Consequences of an Improper Response
If you are found negligent you may face a fine from regulators. However, if you’ve done your best to understand the law and follow the obligations it requires, you are less likely to face the maximum penalty from regulators. They will look more favorably on those who try, even if the execution might be a bit flawed. And those fines can be steep.
The new EU regulations propose three tiers of fines, the first of which runs up to 0.5 per cent of annual revenue, the second up to 1 per cent of annual revenue. The top tier allows for a fine of up to 2 per cent of annual revenue. These are steep fines.
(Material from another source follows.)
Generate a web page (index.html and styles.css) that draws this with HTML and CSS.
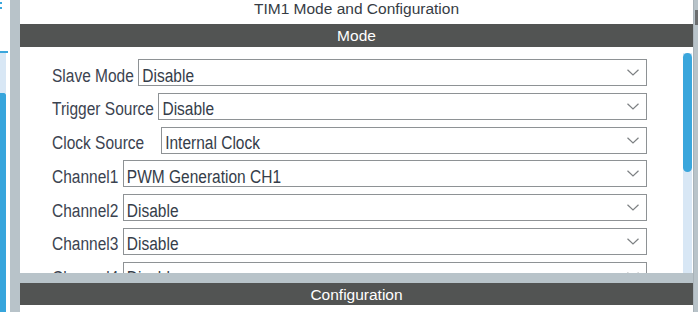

In the US some states include a “private right of action” or the right for individuals to seek monetary re-compensation. The limits here range widely but when the court has discretion and the law only provides guidance the monetary damages can be devastating.
The legal obligations and potential fines of a data breach lead to staggering costs. The Ponemon Institute estimates the average cost to be $214 per record breached. At that cost per record even when only a thousand records are compromised the cash outlay required to respond is sobering ($214,000). That is just the average though. What the report doesn’t take into account is the possible range of costs. A company that is prepared and responds properly may find their cost per record is much lower, so being prepared and responding properly can mean life or death for a company.
Creating the Plan
There are some excellent templates online that you can follow as a framework for creating an incident management plan. AllClearID has a good comprehensive package, the American Institute of CPAs offers another one or you can go to a company like Experian and have them work with you to get a plan together.
With a basic understanding of the laws and regulations which obligate a company to action in the event of a data breach you can ensure minimal distraction and avoid costly errors. A solid plan isn’t that hard to piece together and can be updated at least annually with minimal effort. If you value your company, its financial health, and reputation you should be prepared for the inevitable data breach.